Date of Award


Degree Type


Degree Name

Doctor of Philosophy


Techniques have been both analyzed and developed for the estimation of a number of important haemodynamic parameters (including velocity, volume flow rate and shear rate) using a magnetic resonance (MR) scanner. Accurate estimation of these parameters is important because information about the haemodynamic state may (1) aid our understanding of vascular disease processes; and (2) provide a clinically-useful test for the presence of vascular disease.;The objectives of this thesis are: (1) the development of techniques that are necessary for the accurate and precise simulation of physiological flow waveforms in in vitro MR research; (2) the furthering of our understanding of the effects that temporal and convective accelerations have on MR phase contrast techniques; and (3) the introduction of a new technique for accurately measuring the fluid shear rate at the vessel wall.;The key components of the in vitro model system were a flow simulator and a flow rate sensor.
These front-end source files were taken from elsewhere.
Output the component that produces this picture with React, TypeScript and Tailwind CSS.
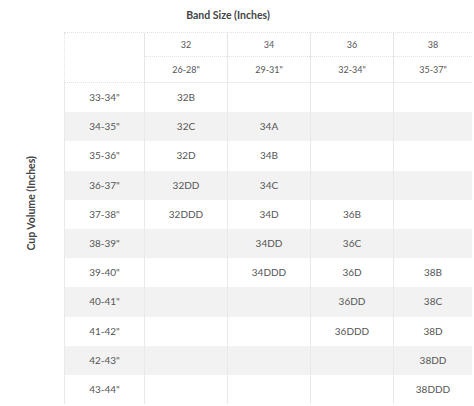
import React from "react";

const bands = [
  { size: "32", range: "26-28\"" },
  { size: "34", range: "29-31\"" },
  { size: "36", range: "32-34\"" },
  { size: "38", range: "35-37\"" },
];

const rows: [string, string, string, string, string][] = [
  ["33-34\"", "32B", "", "", ""],
  ["34-35\"", "32C", "34A", "", ""],
  ["35-36\"", "32D", "34B", "", ""],
  ["36-37\"", "32DD", "34C", "", ""],
  ["37-38\"", "32DDD", "34D", "36B", ""],
  ["38-39\"", "", "34DD", "36C", ""],
  ["39-40\"", "", "34DDD", "36D", "38B"],
  ["40-41\"", "", "", "36DD", "38C"],
  ["41-42\"", "", "", "36DDD", "38D"],
  ["42-43\"", "", "", "", "38DD"],
  ["43-44\"", "", "", "", "38DDD"],
];

const cols = "grid grid-cols-[80px_83px_83px_83px_79px]";

export default function App() {
  return (
    <div
      className="flex w-[474px] h-[406px] bg-white overflow-hidden text-[#555]"
      style={{ fontFamily: "Lato, 'Open Sans', sans-serif" }}
    >
      <div className="w-[64px] shrink-0 flex items-center justify-center h-full">
        <div className="[writing-mode:vertical-rl] rotate-180 font-bold text-[10.5px] text-[#444] whitespace-nowrap">
          Cup Volume (Inches)
        </div>
      </div>
      <div className="flex flex-col w-[410px]">
        <div className="h-[32px] w-[328px] flex items-center justify-center font-bold text-[10.5px] text-[#444]">
          Band Size (Inches)
        </div>
        <div className="w-[408px]">
          <div className={`${cols} border-t border-dotted border-[#e2e2e2]`}>
            <div className="border-l border-dotted border-[#e2e2e2] border-b border-b-solid h-[50px]" />
            {bands.map((b, i) => (
              <div
                key={b.size}
                className={`flex flex-col text-[9px] border-l border-[#e6e6e6] ${i === 3 ? "" : ""}`}
              >
                <div className="h-[24px] flex items-center justify-center border-b border-dotted border-[#e2e2e2]">
                  {b.size}
                </div>
                <div className="h-[26px] flex items-center justify-center border-b border-[#ececec]">
                  {b.range}
                </div>
              </div>
            ))}
          </div>
          {rows.map((r, ri) => (
            <div
              key={r[0]}
              className={`${cols} h-[29.2px] text-[10px] ${ri % 2 === 1 ? "bg-[#f2f2f2]" : "bg-white"}`}
            >
              {r.map((c, ci) => (
                <div
                  key={ci}
                  className="flex items-center justify-center border-l border-[#e9e9e9]"
                >
                  {c}
                </div>
              ))}
            </div>
          ))}
        </div>
      </div>
    </div>
  );
}
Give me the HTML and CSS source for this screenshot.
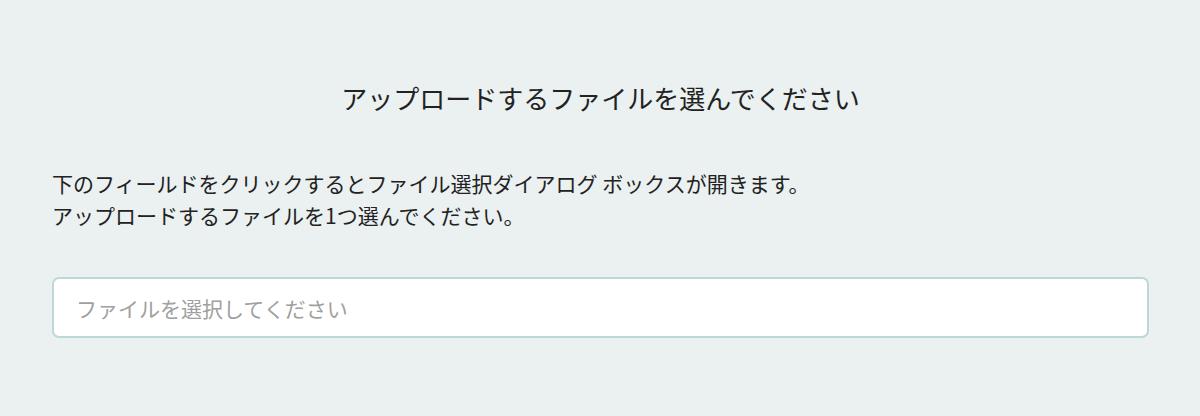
FILE: index.html
```html
<!DOCTYPE html>
<html lang="ja">
<head>
    <meta charset="UTF-8">
    <title>ファイルのアップロード</title>
    <link rel="stylesheet" href="styles.css">
</head>
<body>
    <div class="upload-page">
        <h2 class="upload-title">アップロードするファイルを選んでください</h2>
        <p class="upload-note">下のフィールドをクリックするとファイル選択ダイアログ ボックスが開きます。<br>アップロードするファイルを1つ選んでください。</p>
        <div class="file-field">
            <input type="text" class="file-input" placeholder="ファイルを選択してください" readonly>
        </div>
    </div>
</body>
</html>
```

FILE: styles.css
```css
html, body {
    margin: 0;
    padding: 0;
    background: #ebf0f0;
    font-family: "Noto Sans CJK JP", "Noto Sans", sans-serif;
    color: #222;
}
.upload-page {
    padding: 78px 51px 0 52px;
}
.upload-title {
    text-align: center;
    font-size: 26px;
    font-weight: normal;
    line-height: 40px;
    margin: 0 0 49px 0;
}
.upload-note {
    font-size: 21px;
    line-height: 32px;
    margin: 0 0 46px 0;
}
.file-field {
    display: flex;
}
.file-input {
    flex: 1;
    height: 61px;
    box-sizing: border-box;
    border: 2px solid #bcd8d8;
    border-radius: 7px;
    background: #fff;
    padding: 0 22px;
    font-family: inherit;
    font-size: 21px;
    color: #333;
    outline: none;
}
.file-input::placeholder {
    color: #a0a0a0;
}
```
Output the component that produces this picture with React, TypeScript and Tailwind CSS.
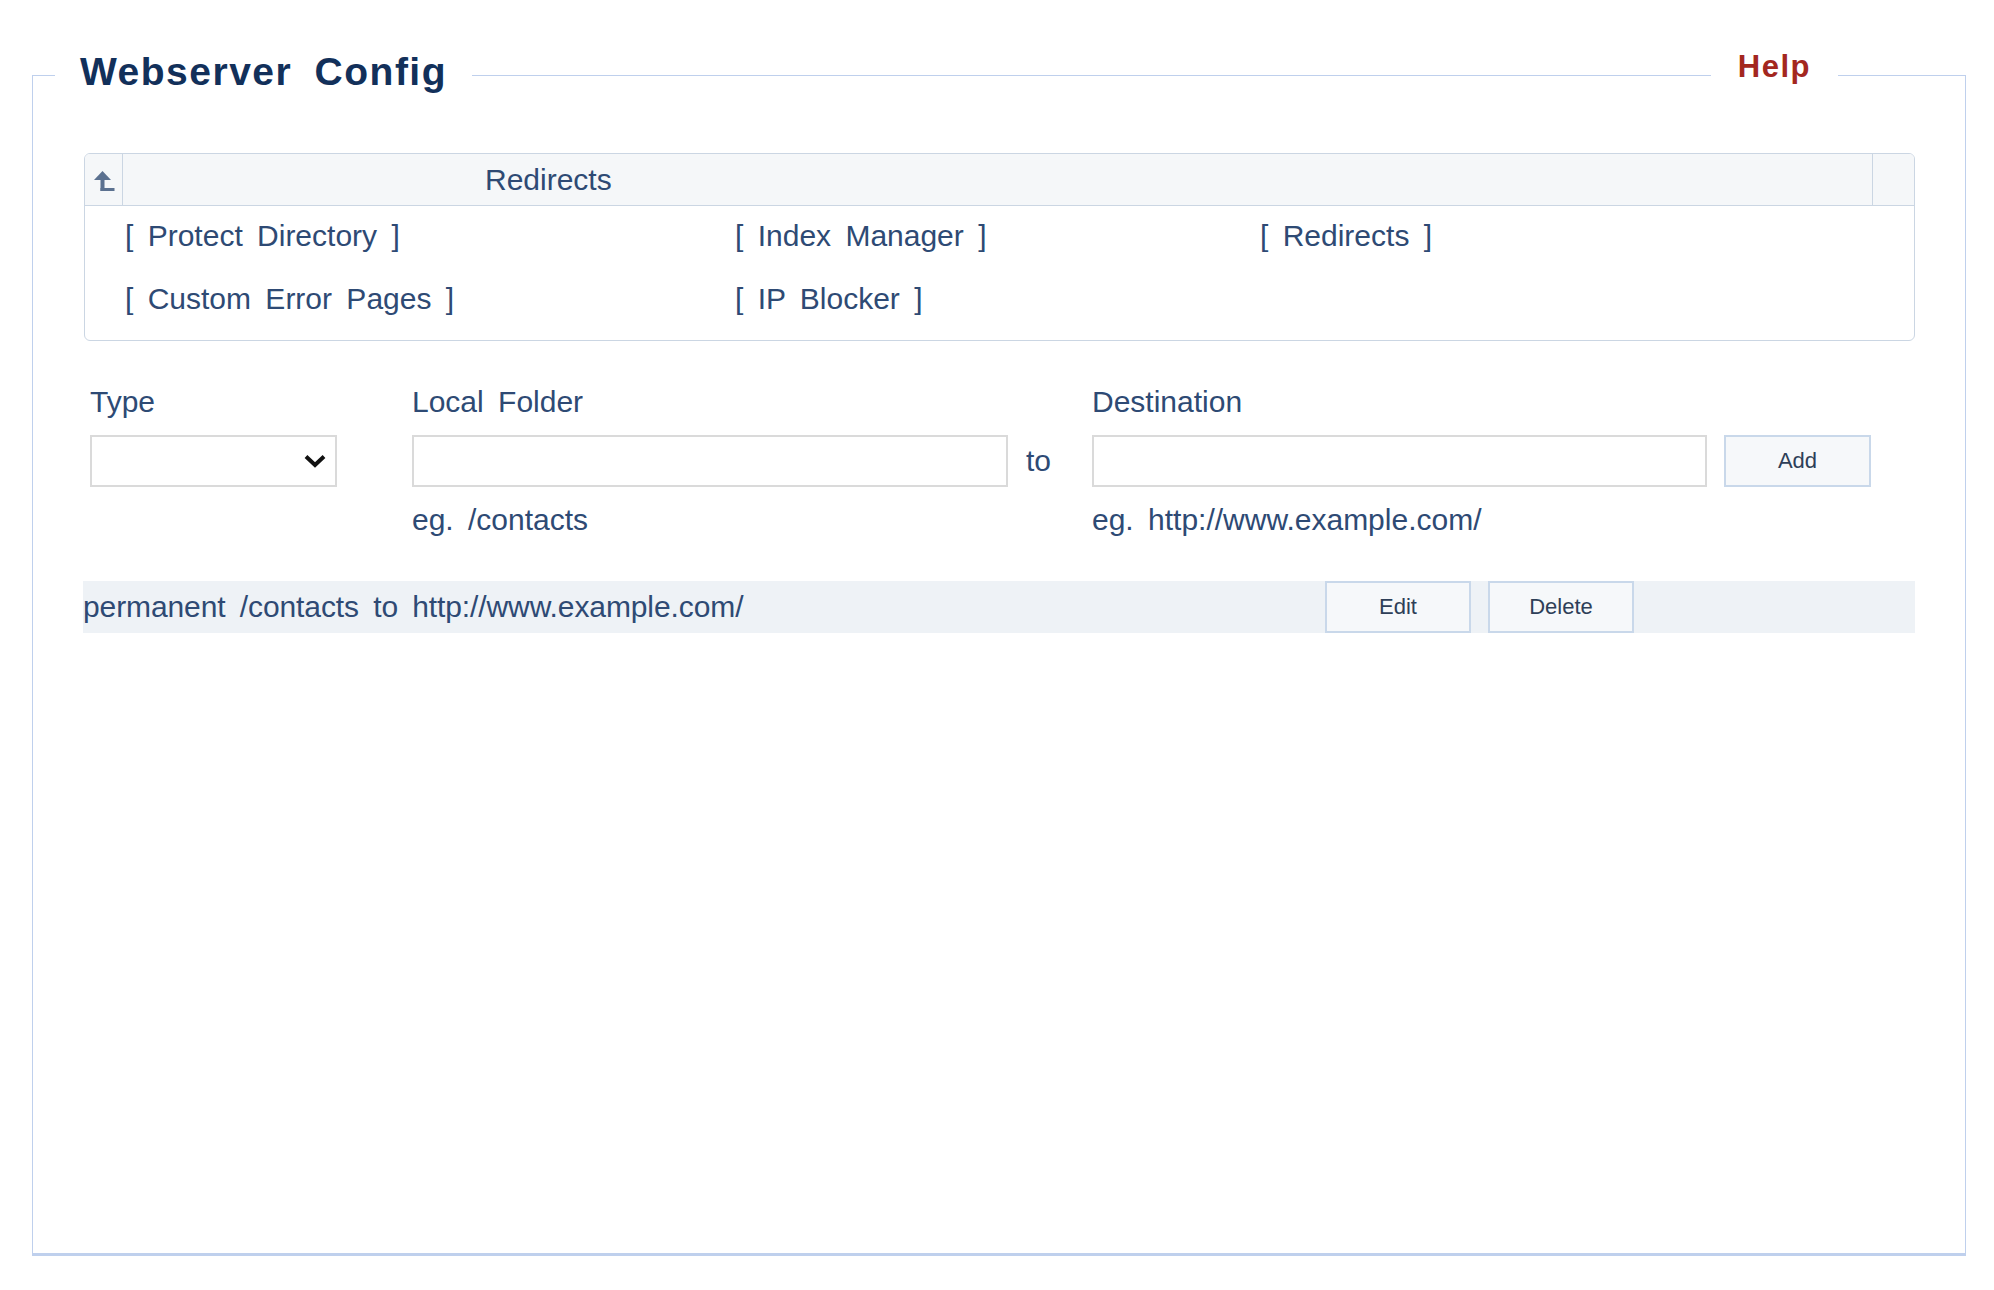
import React from "react";

const links = [
  "Protect Directory",
  "Index Manager",
  "Redirects",
  "Custom Error Pages",
  "IP Blocker",
];

function UpIcon() {
  return (
    <svg width="24" height="26" viewBox="0 0 24 26" className="mt-[2px]">
      <path d="M10.5 3 L19 12 L2 12 Z" fill="#5b7190" />
      <rect x="8.5" y="11" width="4" height="12" fill="#5b7190" />
      <rect x="8.5" y="20" width="14" height="3" fill="#5b7190" />
    </svg>
  );
}

function Chevron() {
  return (
    <svg width="24" height="14" viewBox="0 0 24 14">
      <polyline points="3,2.5 12,11 21,2.5" fill="none" stroke="#111" strokeWidth="4" />
    </svg>
  );
}

export default function App() {
  return (
    <div className="min-h-screen bg-white font-['Liberation_Sans',Arial,sans-serif] text-[#2e4a74] [word-spacing:6px]">
      <div className="ml-[32px] w-[1934px] pt-[50px]">
        {/* Legend row */}
        <div className="flex h-[46px] items-start">
          <div className="h-[21px] w-[23px] self-end border-l border-t border-[#bfd0ed]" />
          <h1 className="mt-[2px] px-[25px] text-[39px] font-bold leading-[39px] tracking-[1.5px] text-[#12305a] [word-spacing:10px]">
            Webserver Config
          </h1>
          <div className="h-[21px] flex-1 self-end border-t border-[#bfd0ed]" />
          <a className="mt-[2px] px-[27px] text-[31px] font-bold leading-[30px] tracking-[1.5px] text-[#a3271f]">
            Help
          </a>
          <div className="h-[21px] w-[128px] self-end border-r border-t border-[#bfd0ed]" />
        </div>

        <div className="h-[1160px] border-x border-b-[3px] border-[#bfd0ed] pl-[51px] pr-[50px] pt-[57px]">
          {/* Navigation box */}
          <div className="overflow-hidden rounded-[6px] border-[1.5px] border-[#cbd6e3]">
            <div className="flex h-[52px] border-b border-[#cbd6e3] bg-[#f5f7f9]">
              <div className="flex w-[38px] items-center justify-center border-r border-[#cbd6e3]">
                <UpIcon />
              </div>
              <div className="flex flex-1 items-center pl-[362px] text-[30px] leading-[40px]">
                Redirects
              </div>
              <div className="w-[42px] border-l border-[#cbd6e3]" />
            </div>
            <div className="grid grid-cols-[610px_525px_1fr] gap-y-[23px] pb-[21px] pl-[40px] pt-[10px] text-[30px] leading-[40px]">
              {links.map((l) => (
                <a key={l} className="whitespace-nowrap">
                  [ {l} ]
                </a>
              ))}
            </div>
          </div>

          {/* Add form */}
          <div className="mt-[41px] grid grid-cols-[322px_680px_1fr] grid-rows-[40px_52px_40px] gap-y-[13px] pl-[6px] text-[30px] leading-[40px]">
            <div>Type</div>
            <div>Local Folder</div>
            <div>Destination</div>

            <div className="flex h-[52px] w-[247px] items-center justify-end border-2 border-[#dadada] bg-white pr-[8px]">
              <Chevron />
            </div>
            <div className="flex items-center">
              <div className="h-[52px] w-[596px] border-2 border-[#dadada] bg-white" />
              <span className="ml-[18px]">to</span>
            </div>
            <div className="flex items-center">
              <div className="h-[52px] w-[615px] border-2 border-[#dadada] bg-white" />
              <button className="ml-[17px] h-[52px] w-[147px] border-2 border-[#c9d8ea] bg-[#f6f8fa] text-[22px] text-[#2e3f58]">
                Add
              </button>
            </div>

            <div />
            <div>eg. /contacts</div>
            <div>eg. http://www.example.com/</div>
          </div>

          {/* Existing redirect */}
          <div className="-ml-px mt-[41px] flex h-[52px] items-center bg-[#eef2f6] text-[30px] leading-[40px]">
            <span className="flex-1 tracking-[-0.1px]">permanent /contacts to http://www.example.com/</span>
            <button className="h-[52px] w-[146px] border-2 border-[#c9d8ea] bg-[#f6f8fa] text-[22px] text-[#2e3f58]">
              Edit
            </button>
            <button className="ml-[17px] mr-[281px] h-[52px] w-[146px] border-2 border-[#c9d8ea] bg-[#f6f8fa] text-[22px] text-[#2e3f58]">
              Delete
            </button>
          </div>
        </div>
      </div>
    </div>
  );
}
The performance of a computer-controlled flow simulator was evaluated to ensure that both constant and arbitrary pulsatile flow waveforms could be generated within the MR scanner bore. The limitations imposed by the effects of the compliant tubing and piston turnaround were identified and overcome. Second, a volume-flow rate sensor was adapted so that the flow waveform within the magnet bore could be independently quantified.;The effect of acceleration on the accuracy of phase contrast (PC) velocity measurements was investigated and found to cause a class of displacement artifacts in the velocity estimates. A formalism was developed to explain these errors and verified experimentally. The effects of acceleration between PC acquisitions was investigated for gated techniques, and found to cause a frequency-domain filtering of the time series velocity estimates. The filter kernels are described analytically and verified experimentally.;Finally, this thesis presents a novel technique for estimating the fluid shear rate at the vessel wall. The procedure involved collecting the entire velocity distribution within each voxel using Fourier-encoded velocity imaging, and then inverting this distribution to estimate the velocity profile within the voxel. Simulation and preliminary experiments have shown that this technique makes accurate shear rate estimates near the wall.